═══ SOURCE RECORDS

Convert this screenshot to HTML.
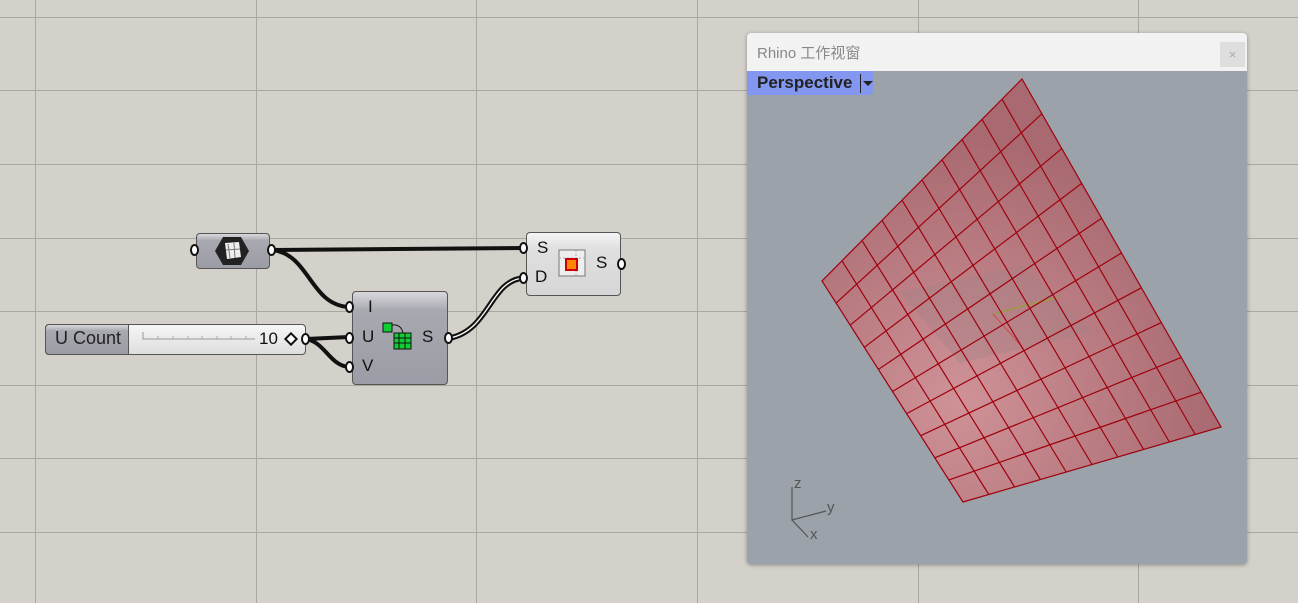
<!DOCTYPE html>
<html><head><meta charset="utf-8"><style>
body{margin:0;width:1298px;height:603px;overflow:hidden;background:#d4d0ca;font-family:"Liberation Sans","Noto Sans CJK SC",sans-serif;position:relative}
.grid{position:absolute;left:0;top:0}
.node{position:absolute;border:1px solid #555;border-radius:4px;box-sizing:border-box}
.dark{background:linear-gradient(#d8d8dc 0,#a8a8b0 20%,#9c9ca6 100%)}
.light{background:linear-gradient(#f4f4f4 0,#e0e0e0 25%,#d6d6d6 100%)}
.lbl{position:absolute;font-size:17px;color:#111}
.port{position:absolute;width:9px;height:12px;border:2px solid #111;border-radius:50%;background:#fff;box-sizing:border-box}
</style></head><body>
<svg class="grid" width="1298" height="603">
<g stroke="#aaa6a0" stroke-width="1">
<line x1="35.5" y1="0" x2="35.5" y2="603"/><line x1="256.5" y1="0" x2="256.5" y2="603"/><line x1="476.5" y1="0" x2="476.5" y2="603"/><line x1="697.5" y1="0" x2="697.5" y2="603"/><line x1="918.5" y1="0" x2="918.5" y2="603"/><line x1="1138.5" y1="0" x2="1138.5" y2="603"/>
<line x1="0" y1="17.5" x2="1298" y2="17.5"/><line x1="0" y1="90.5" x2="1298" y2="90.5"/><line x1="0" y1="164.5" x2="1298" y2="164.5"/><line x1="0" y1="238.5" x2="1298" y2="238.5"/><line x1="0" y1="311.5" x2="1298" y2="311.5"/><line x1="0" y1="385.5" x2="1298" y2="385.5"/><line x1="0" y1="458.5" x2="1298" y2="458.5"/><line x1="0" y1="532.5" x2="1298" y2="532.5"/>
</g>
<g fill="none" stroke="#111" stroke-width="4">
<path d="M273 250 L524 248"/>
<path d="M273 250 C310 255,310 305,349 307"/>
<path d="M306 339 L349 337"/>
<path d="M306 339 C325 342,330 366,349 367"/>
</g>
<g fill="none" stroke="#111" stroke-width="5.5"><path d="M450 338 C490 330,490 280,524 278"/></g>
<g fill="none" stroke="#fff" stroke-width="1.3"><path d="M450 338 C490 330,490 280,524 278"/></g>
</svg>

<div class="node dark" style="left:196px;top:233px;width:74px;height:36px"></div>
<svg style="position:absolute;left:214px;top:235px" width="36" height="32"><polygon points="9,2 27,2 35,16 27,30 9,30 1,16" fill="#222"/><path d="M11 8 L25 7 L27 22 L13 24 Z" fill="#eee"/><path d="M14 9 L16 23 M20 8 L21 23 M12 15 L26 14" stroke="#777" stroke-width="1"/></svg>
<div class="port" style="left:190px;top:244px"></div><div class="port" style="left:267px;top:244px"></div>

<div class="node" style="left:45px;top:324px;width:261px;height:31px;background:linear-gradient(#f6f6f6,#dedede)"></div>
<div class="node dark" style="left:45px;top:324px;width:84px;height:31px;border-radius:4px 0 0 4px"></div>
<div class="lbl" style="left:55px;top:328px;font-size:18px;color:#222">U Count</div>
<svg style="position:absolute;left:140px;top:330px" width="120" height="14"><path d="M3 2 V9 H115" stroke="#999" fill="none"/><g stroke="#aaa"><path d="M18 6V9M33 6V9M48 6V9M62 6V9M77 6V9M91 6V9M106 6V9"/></g></svg>
<div class="lbl" style="left:259px;top:329px">10</div>
<div style="position:absolute;left:286px;top:334px;width:6px;height:6px;border:2px solid #111;transform:rotate(45deg);background:#fff"></div>
<div class="port" style="left:301px;top:333px"></div>

<div class="node dark" style="left:352px;top:291px;width:96px;height:94px"></div>
<div class="lbl" style="left:368px;top:297px">I</div>
<div class="lbl" style="left:362px;top:327px">U</div>
<div class="lbl" style="left:362px;top:356px">V</div>
<div class="lbl" style="left:422px;top:327px">S</div>
<svg style="position:absolute;left:381px;top:321px" width="32" height="30"><rect x="2" y="2" width="9" height="9" fill="#1c3" stroke="#111"/><path d="M11 4 Q20 3 22 12" stroke="#111" fill="none"/><rect x="13" y="12" width="17" height="16" fill="#1c3" stroke="#111"/><g stroke="#111"><path d="M13 17H30M13 22H30M18 12V28M24 12V28"/></g></svg>
<div class="port" style="left:345px;top:301px"></div><div class="port" style="left:345px;top:332px"></div><div class="port" style="left:345px;top:361px"></div><div class="port" style="left:444px;top:332px"></div>

<div class="node light" style="left:526px;top:232px;width:95px;height:64px"></div>
<div class="lbl" style="left:537px;top:238px">S</div>
<div class="lbl" style="left:535px;top:267px">D</div>
<div class="lbl" style="left:596px;top:253px">S</div>
<svg style="position:absolute;left:558px;top:249px" width="28" height="28"><rect x="1" y="1" width="26" height="26" fill="#eee" stroke="#777"/><path d="M1 9H27M18 1V27" stroke="#aaa" stroke-dasharray="2 2"/><rect x="8" y="10" width="11" height="11" fill="#f80" stroke="#c00" stroke-width="2"/></svg>
<div class="port" style="left:519px;top:242px"></div><div class="port" style="left:519px;top:272px"></div><div class="port" style="left:617px;top:258px"></div>

<div style="position:absolute;left:747px;top:33px;width:500px;height:531px;background:#9ba2a9;border-radius:4px;box-shadow:0 1px 4px rgba(0,0,0,.35);overflow:hidden">
<div style="height:38px;background:#f2f2f2;position:relative">
<div style="position:absolute;left:10px;top:9px;font-size:15px;color:#888">Rhino 工作视窗</div>
<div style="position:absolute;left:473px;top:9px;width:25px;height:25px;background:#dedede;color:#aaa;font-size:13px;text-align:center;line-height:25px">×</div>
</div>
<div style="position:absolute;left:0;top:38px;width:126px;height:24px;background:#8497f0;border-radius:0 0 4px 0">
<div style="position:absolute;left:10px;top:2px;font-size:17px;font-weight:bold;color:#222">Perspective</div>
<div style="position:absolute;left:113px;top:3px;width:1px;height:19px;background:#222"></div>
<div style="position:absolute;left:116px;top:10px;border:5px solid transparent;border-top:5px solid #222"></div>
</div>
</div>
<svg style="position:absolute;left:0;top:0" width="1298" height="603">
<defs><radialGradient id="g" cx="960" cy="400" r="260" gradientUnits="userSpaceOnUse"><stop offset="0" stop-color="#cf9297"/><stop offset="1" stop-color="#a86a70"/></radialGradient></defs>
<polygon points="1022,79 1221,427 963,502 822,281" fill="url(#g)"/>
<polygon points="900,292 1023,265 1093,332 960,363" fill="#a08088" opacity=".35"/>
<path d="M993 314 L1058 297" stroke="#9a9a40" stroke-width="1.5"/><path d="M993 314 L1023 348" stroke="#d05050" stroke-width="1.2"/>
<g stroke="#a0000e" stroke-width="1.2" fill="none">
<polygon points="1022,79 1221,427 963,502 822,281"/>
<path d="M1041.9 113.8L836.1 303.1M1061.8 148.6L850.2 325.2M1081.7 183.4L864.3 347.3M1101.6 218.2L878.4 369.4M1121.5 253L892.5 391.5M1141.4 287.8L906.6 413.6M1161.3 322.6L920.7 435.7M1181.2 357.4L934.8 457.8M1201.1 392.2L948.9 479.9"/>
<path d="M1002 99.2L1195.2 434.5M982 119.4L1169.4 442M962 139.6L1143.6 449.5M942 159.8L1117.8 457M922 180L1092 464.5M902 200.2L1066.2 472M882 220.4L1040.4 479.5M862 240.6L1014.6 487M842 260.8L988.8 494.5"/>
</g>
<g stroke="#555" stroke-width="1.2" fill="none"><path d="M792 487V520L826 511M792 520L808 537"/></g>
<g font-size="15" fill="#555" font-family="Liberation Sans,sans-serif"><text x="794" y="488">z</text><text x="827" y="512">y</text><text x="810" y="539">x</text></g>
</svg>
</body></html>
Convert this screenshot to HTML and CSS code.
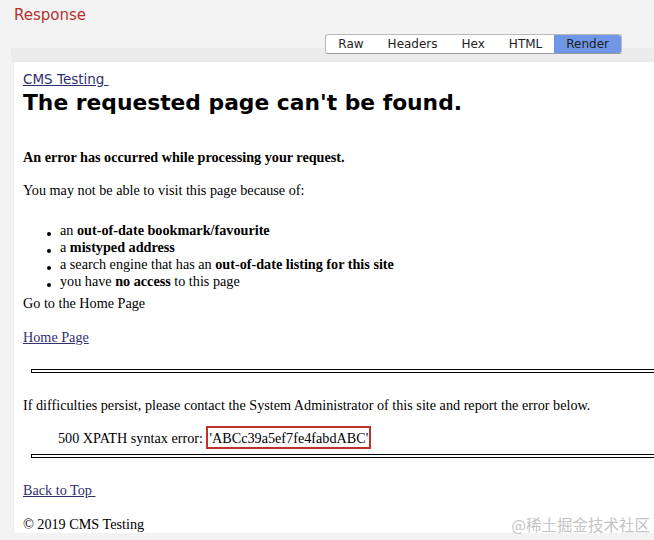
FILE: index.html
```html
<!DOCTYPE html>
<html>
<head>
<meta charset="utf-8">
<link rel="stylesheet" href="styles.css">
</head>
<body>
<div class="app">
  <div class="title">Response</div>
  <div class="toolbar">
    <div class="tabs">
      <span class="tab">Raw</span>
      <span class="tab">Headers</span>
      <span class="tab">Hex</span>
      <span class="tab">HTML</span>
      <span class="tab active">Render</span>
    </div>
  </div>
  <div class="panel">
    <a class="site" href="#">CMS Testing&nbsp;</a>
    <h1 class="headline">The requested page can't be found.</h1>
    <p class="lead">An error has occurred while processing your request.</p>
    <p class="intro">You may not be able to visit this page because of:</p>
    <ul class="reasons">
      <li>an <b>out-of-date bookmark/favourite</b></li>
      <li>a <b>mistyped address</b></li>
      <li>a search engine that has an <b>out-of-date listing for this site</b></li>
      <li>you have <b>no access</b> to this page</li>
    </ul>
    <p class="goto">Go to the Home Page</p>
    <p class="home"><a href="#">Home Page</a></p>
    <hr class="rule rule-top">
    <p class="persist">If difficulties persist, please contact the System Administrator of this site and report the error below.</p>
    <p class="err">500 XPATH syntax error: <span class="errbox">'ABCc39a5ef7fe4fabdABC'</span></p>
    <hr class="rule rule-bottom">
    <p class="back"><a href="#">Back to Top&nbsp;</a></p>
    <div class="footer">
      <span>© 2019 CMS Testing</span>
      <span class="wm">@稀土掘金技术社区</span>
    </div>
  </div>
</div>
</body>
</html>
```
FILE: styles.css
```css
html, body {
  margin: 0;
  padding: 0;
}
body {
  width: 654px;
  height: 540px;
  overflow: hidden;
  background: #f3f3f3;
}
.app {
  display: flex;
  flex-direction: column;
}
.title {
  font-family: "DejaVu Sans", sans-serif;
  font-size: 15px;
  line-height: 18px;
  color: #b3312f;
  padding: 6px 0 0 14px;
}
.toolbar {
  margin: 10px 0 0 11px;
  height: 28px;
  background: linear-gradient(to bottom, transparent 14px, #ebebeb 14px);
  display: flex;
  justify-content: flex-end;
  padding-right: 32px;
}
.tabs {
  display: flex;
  height: 20px;
  box-sizing: border-box;
  border: 1px solid #b9b9b9;
  border-bottom-color: #9a9a9a;
  border-radius: 3px;
  background: #fff;
  overflow: hidden;
}
.tab {
  font-family: "DejaVu Sans", sans-serif;
  font-size: 12px;
  line-height: 18px;
  color: #1e1e1e;
  padding: 0 12px;
}
.tab.active {
  background: #6f96e7;
  border-top-right-radius: 3px;
}
.panel {
  margin-left: 13px;
  background: #fff;
  padding: 9px 0 0 10px;
  font-family: "Liberation Serif", serif;
  font-size: 14.2px;
  line-height: 17px;
  color: #000;
  box-shadow: inset 1px 0 0 #ececec;
}
a {
  color: #2f2f70;
  text-decoration: underline;
}
.site {
  display: block;
  font-family: "DejaVu Sans", sans-serif;
  font-size: 13.5px;
  line-height: 17px;
  width: max-content;
}
.headline {
  margin: 1px 0 0;
  font-family: "DejaVu Sans", sans-serif;
  font-weight: bold;
  font-size: 21.8px;
  line-height: 28px;
  color: #000;
}
p {
  margin: 0;
}
.lead {
  margin-top: 31.5px;
  font-weight: bold;
}
.intro {
  margin-top: 16px;
}
.reasons {
  list-style: none;
  margin: 23px 0 0;
  padding: 0 0 0 24px;
}
.reasons li::before {
  content: "";
  display: inline-block;
  width: 4px;
  height: 4px;
  border-radius: 50%;
  background: #000;
  margin-right: 9px;
  vertical-align: -1px;
}
.goto {
  margin-top: 5px;
}
.home {
  margin-top: 17px;
}
.rule {
  margin: 0 0 0 8px;
  height: 2px;
  border: 1px solid #000;
  border-right: none;
  background: #fff;
}
.rule-top {
  margin-top: 23px;
}
.persist {
  margin-top: 24px;
}
.err {
  margin-top: 16px;
  padding-left: 35px;
}
.errbox {
  border: 2px solid #c0302b;
  padding: 1.5px 1px;
}
.rule-bottom {
  margin-top: 7px;
}
.back {
  margin-top: 24.5px;
}
.footer {
  margin-top: 17px;
  display: flex;
  justify-content: space-between;
  align-items: center;
  padding-right: 4px;
}
.wm {
  font-family: "Noto Sans CJK SC", sans-serif;
  font-size: 15.5px;
  line-height: 17px;
  color: #c4c4c4;
}
```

══════

» PROBLEM STATEMENT
Scan the entries above. Copy each line that has the string "Convert".

» RESULT
Convert this screenshot to HTML.
Convert this screenshot to HTML and CSS code.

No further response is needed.